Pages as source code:
.....

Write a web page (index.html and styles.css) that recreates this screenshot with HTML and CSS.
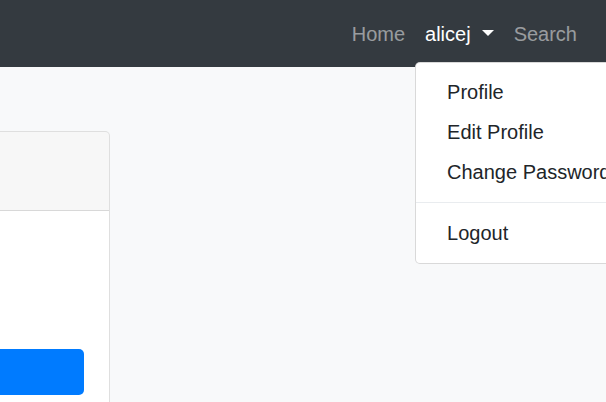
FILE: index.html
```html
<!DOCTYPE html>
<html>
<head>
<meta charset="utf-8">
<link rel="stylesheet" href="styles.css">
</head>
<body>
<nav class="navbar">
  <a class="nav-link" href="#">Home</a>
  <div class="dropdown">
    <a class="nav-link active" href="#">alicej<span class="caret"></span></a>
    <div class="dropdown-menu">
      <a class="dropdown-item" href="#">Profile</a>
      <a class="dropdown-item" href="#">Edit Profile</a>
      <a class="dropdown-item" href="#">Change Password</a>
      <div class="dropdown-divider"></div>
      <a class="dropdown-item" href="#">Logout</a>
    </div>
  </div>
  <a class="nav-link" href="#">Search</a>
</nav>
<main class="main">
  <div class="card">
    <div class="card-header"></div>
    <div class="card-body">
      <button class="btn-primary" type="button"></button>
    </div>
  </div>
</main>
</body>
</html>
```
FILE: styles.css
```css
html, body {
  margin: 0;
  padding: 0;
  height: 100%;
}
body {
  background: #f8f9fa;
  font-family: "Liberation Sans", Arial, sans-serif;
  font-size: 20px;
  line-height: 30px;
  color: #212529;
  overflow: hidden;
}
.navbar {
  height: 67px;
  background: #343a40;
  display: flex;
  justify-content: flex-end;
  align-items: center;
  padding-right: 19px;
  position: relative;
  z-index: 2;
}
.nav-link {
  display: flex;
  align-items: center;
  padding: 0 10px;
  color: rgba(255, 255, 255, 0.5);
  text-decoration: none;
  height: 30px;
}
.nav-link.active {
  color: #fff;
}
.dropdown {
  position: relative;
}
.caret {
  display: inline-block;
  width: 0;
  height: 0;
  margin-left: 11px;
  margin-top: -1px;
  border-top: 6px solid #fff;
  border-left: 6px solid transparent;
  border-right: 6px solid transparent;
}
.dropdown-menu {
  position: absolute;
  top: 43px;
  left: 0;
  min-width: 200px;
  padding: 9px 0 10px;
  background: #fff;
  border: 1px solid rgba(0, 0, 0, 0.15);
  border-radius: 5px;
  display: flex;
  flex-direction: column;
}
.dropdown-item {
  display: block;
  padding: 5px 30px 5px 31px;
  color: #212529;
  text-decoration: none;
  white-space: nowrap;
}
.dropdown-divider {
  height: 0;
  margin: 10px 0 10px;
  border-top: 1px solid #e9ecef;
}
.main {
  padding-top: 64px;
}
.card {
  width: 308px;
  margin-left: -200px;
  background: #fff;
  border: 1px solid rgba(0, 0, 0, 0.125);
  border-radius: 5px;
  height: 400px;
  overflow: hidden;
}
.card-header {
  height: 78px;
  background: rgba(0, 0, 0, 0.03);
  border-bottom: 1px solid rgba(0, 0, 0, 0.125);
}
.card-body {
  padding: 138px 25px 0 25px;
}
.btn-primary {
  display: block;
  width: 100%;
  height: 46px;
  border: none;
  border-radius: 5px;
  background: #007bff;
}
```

.....

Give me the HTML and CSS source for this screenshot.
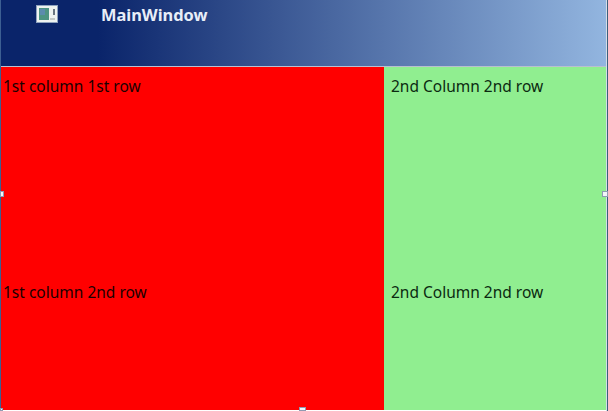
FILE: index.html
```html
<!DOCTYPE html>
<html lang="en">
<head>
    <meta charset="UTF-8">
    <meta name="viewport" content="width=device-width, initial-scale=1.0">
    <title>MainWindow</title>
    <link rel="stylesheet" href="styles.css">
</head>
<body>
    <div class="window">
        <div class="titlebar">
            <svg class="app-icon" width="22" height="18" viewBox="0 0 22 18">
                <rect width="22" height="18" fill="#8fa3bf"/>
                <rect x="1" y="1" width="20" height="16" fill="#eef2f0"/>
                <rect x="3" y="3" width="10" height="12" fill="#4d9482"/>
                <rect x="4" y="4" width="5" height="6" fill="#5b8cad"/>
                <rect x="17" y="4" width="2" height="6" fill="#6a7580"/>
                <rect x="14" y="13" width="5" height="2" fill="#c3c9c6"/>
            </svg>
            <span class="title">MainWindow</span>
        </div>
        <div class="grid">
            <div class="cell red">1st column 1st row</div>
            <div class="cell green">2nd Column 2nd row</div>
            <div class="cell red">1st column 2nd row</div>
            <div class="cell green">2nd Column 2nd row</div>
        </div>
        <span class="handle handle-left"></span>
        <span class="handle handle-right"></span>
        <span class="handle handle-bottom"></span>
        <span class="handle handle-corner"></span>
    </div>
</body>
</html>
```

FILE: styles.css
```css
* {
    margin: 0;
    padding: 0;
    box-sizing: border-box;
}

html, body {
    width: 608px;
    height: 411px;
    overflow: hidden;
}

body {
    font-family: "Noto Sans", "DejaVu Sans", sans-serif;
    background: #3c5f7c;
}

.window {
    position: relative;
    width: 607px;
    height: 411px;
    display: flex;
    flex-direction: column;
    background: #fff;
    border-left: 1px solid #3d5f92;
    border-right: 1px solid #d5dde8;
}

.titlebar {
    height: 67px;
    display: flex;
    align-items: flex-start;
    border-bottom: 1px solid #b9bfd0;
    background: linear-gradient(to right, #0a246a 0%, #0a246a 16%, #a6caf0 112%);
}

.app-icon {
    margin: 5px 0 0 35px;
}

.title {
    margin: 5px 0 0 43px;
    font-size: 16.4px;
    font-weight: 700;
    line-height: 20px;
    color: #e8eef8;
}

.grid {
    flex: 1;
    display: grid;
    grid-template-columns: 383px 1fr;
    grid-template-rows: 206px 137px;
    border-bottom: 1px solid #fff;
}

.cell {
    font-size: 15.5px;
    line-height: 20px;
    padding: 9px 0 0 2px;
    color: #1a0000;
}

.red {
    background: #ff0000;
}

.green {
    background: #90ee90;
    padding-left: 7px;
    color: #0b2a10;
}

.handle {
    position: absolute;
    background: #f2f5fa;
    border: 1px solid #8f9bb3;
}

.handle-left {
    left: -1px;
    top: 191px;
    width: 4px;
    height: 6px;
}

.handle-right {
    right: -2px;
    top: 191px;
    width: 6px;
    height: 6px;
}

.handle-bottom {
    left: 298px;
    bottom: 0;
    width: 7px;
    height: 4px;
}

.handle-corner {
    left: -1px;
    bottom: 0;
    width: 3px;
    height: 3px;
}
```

.....

**REQUEST**
Pick out each line above that includes "styles" and show it.

**ANSWER TO THIS PROBLEM**
Write a web page (index.html and styles.css) that recreates this screenshot with HTML and CSS.
<link rel="stylesheet" href="styles.css">
FILE: styles.css
    <link rel="stylesheet" href="styles.css">
FILE: styles.css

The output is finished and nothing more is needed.